**The exercise**. Reproduce exactly the lines starting at the line that contains "Recreate this image" and ending at the line that contains "import React from". Omit pictures.

─── Data for processing ───

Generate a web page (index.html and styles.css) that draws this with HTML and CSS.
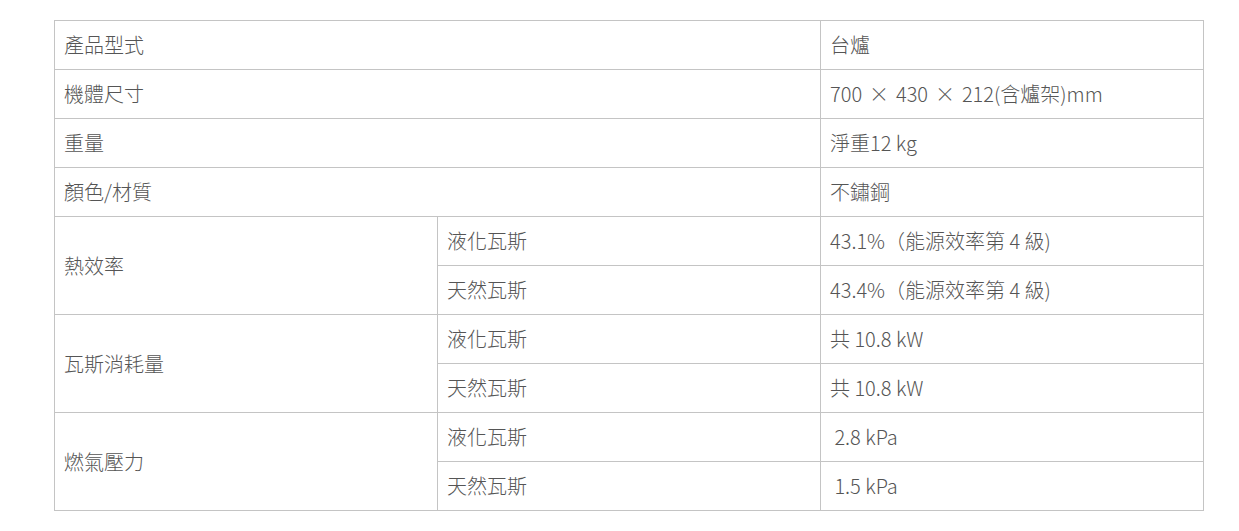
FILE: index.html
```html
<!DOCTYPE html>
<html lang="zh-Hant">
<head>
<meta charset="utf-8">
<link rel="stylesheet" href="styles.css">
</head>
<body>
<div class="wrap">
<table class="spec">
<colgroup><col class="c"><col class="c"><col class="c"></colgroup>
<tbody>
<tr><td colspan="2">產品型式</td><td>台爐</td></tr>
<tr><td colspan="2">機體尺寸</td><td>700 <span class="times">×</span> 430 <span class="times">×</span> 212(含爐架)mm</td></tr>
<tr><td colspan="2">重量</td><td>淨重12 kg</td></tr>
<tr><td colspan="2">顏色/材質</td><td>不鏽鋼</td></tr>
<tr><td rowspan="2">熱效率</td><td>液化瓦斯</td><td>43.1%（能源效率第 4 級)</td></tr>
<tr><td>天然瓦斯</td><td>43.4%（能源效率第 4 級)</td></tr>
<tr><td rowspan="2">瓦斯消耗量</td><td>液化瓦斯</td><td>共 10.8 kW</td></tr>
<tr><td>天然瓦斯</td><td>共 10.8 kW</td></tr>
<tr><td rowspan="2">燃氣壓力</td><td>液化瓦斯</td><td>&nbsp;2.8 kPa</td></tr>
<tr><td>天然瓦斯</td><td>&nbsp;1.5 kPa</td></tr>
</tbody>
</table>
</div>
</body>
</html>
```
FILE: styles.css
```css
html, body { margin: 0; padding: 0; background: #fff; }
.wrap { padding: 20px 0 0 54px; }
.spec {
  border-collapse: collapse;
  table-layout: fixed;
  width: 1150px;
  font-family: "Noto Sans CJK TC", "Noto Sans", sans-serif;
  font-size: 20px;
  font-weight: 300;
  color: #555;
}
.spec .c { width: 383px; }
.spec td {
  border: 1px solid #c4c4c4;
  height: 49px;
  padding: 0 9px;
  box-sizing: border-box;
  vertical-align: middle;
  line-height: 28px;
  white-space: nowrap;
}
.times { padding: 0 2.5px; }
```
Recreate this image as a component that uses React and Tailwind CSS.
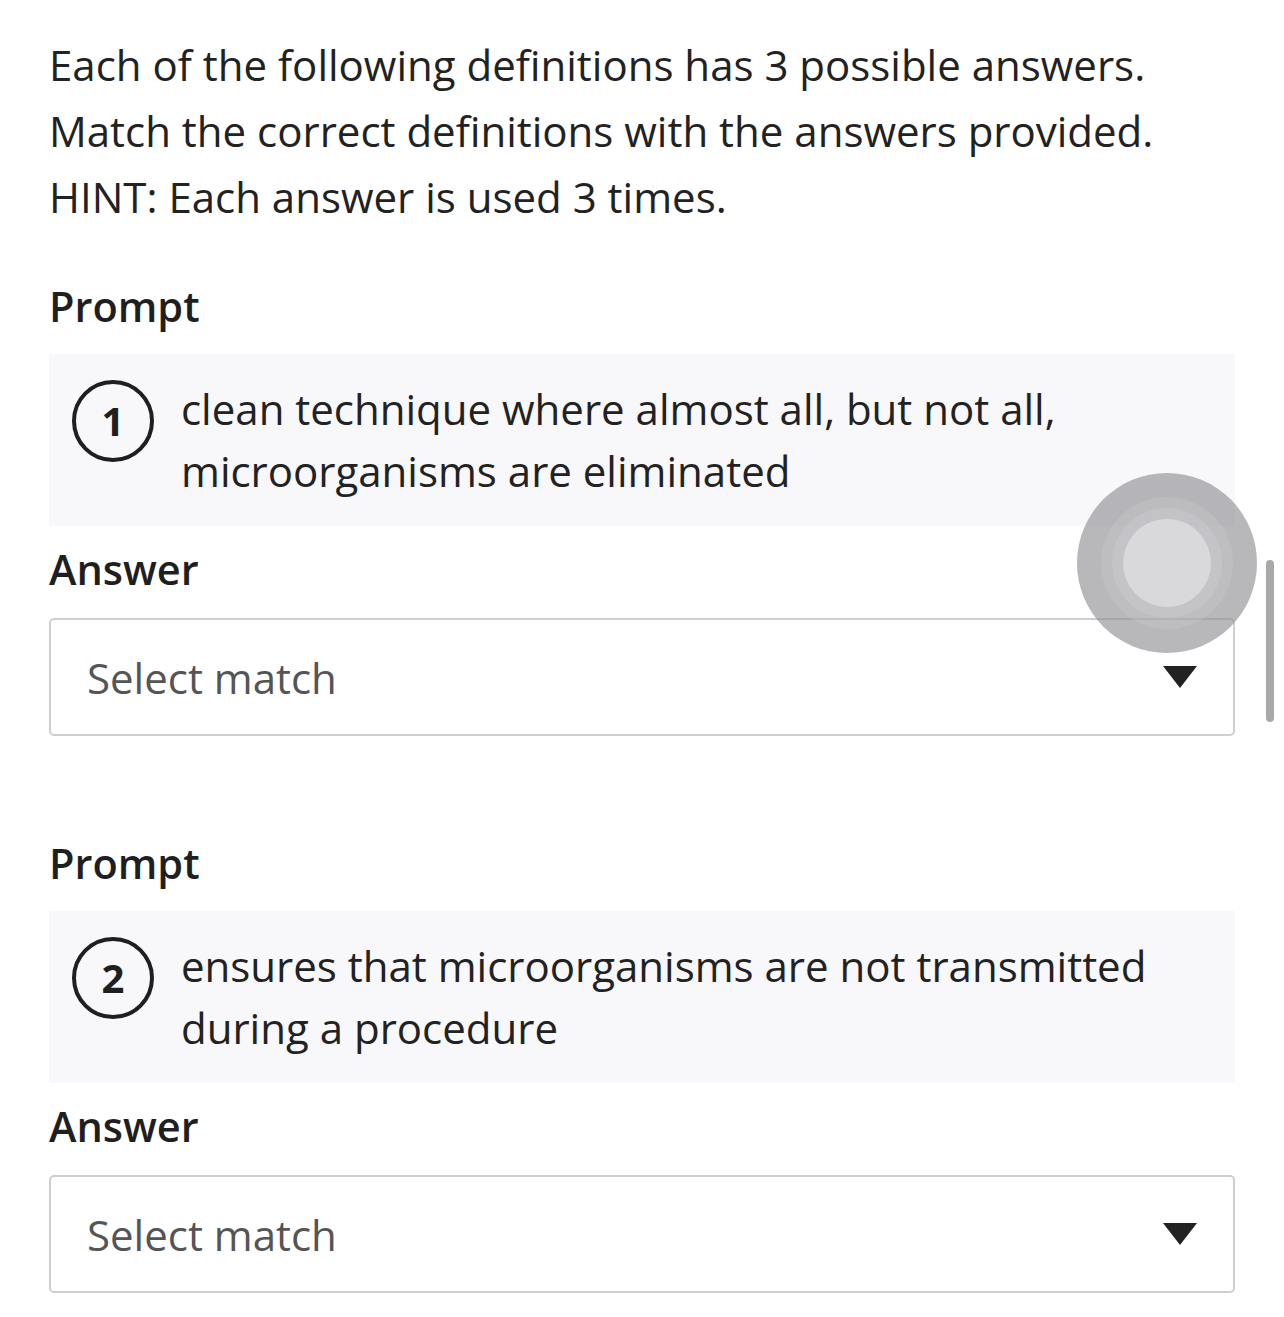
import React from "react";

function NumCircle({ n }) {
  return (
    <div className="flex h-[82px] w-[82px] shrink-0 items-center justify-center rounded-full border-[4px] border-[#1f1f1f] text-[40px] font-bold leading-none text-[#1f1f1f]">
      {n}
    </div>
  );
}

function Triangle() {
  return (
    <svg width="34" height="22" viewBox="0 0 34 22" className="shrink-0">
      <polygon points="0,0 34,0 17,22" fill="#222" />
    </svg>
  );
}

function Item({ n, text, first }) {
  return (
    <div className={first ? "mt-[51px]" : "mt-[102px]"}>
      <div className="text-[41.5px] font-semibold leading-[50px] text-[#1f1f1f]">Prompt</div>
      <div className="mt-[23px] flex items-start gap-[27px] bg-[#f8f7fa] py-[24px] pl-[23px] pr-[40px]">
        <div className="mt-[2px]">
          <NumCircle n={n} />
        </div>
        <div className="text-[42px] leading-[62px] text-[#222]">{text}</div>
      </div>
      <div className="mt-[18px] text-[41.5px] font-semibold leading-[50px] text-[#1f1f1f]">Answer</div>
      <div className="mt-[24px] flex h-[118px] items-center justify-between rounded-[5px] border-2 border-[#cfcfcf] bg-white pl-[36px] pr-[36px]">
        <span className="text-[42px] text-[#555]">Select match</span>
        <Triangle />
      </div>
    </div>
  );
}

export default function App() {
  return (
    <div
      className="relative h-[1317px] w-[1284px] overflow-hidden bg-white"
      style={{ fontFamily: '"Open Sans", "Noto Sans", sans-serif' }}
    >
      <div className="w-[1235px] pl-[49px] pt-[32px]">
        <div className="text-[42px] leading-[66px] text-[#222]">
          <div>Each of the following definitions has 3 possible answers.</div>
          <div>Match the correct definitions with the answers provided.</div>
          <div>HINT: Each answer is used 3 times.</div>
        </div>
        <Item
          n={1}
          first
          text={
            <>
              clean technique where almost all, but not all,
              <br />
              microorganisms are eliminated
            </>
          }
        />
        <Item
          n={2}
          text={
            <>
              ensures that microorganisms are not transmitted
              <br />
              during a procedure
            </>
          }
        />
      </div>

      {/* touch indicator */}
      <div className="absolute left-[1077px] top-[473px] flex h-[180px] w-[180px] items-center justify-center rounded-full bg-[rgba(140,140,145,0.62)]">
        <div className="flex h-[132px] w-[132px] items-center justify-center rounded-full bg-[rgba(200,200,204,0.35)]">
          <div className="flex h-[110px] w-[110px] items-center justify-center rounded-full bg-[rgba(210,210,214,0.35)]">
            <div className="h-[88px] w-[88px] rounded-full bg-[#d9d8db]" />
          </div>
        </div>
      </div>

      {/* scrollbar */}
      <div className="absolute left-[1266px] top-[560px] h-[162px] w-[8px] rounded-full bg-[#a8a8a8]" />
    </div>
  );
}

───

**Answer to the exercise**.
Recreate this image as a component that uses React and Tailwind CSS.
import React from "react";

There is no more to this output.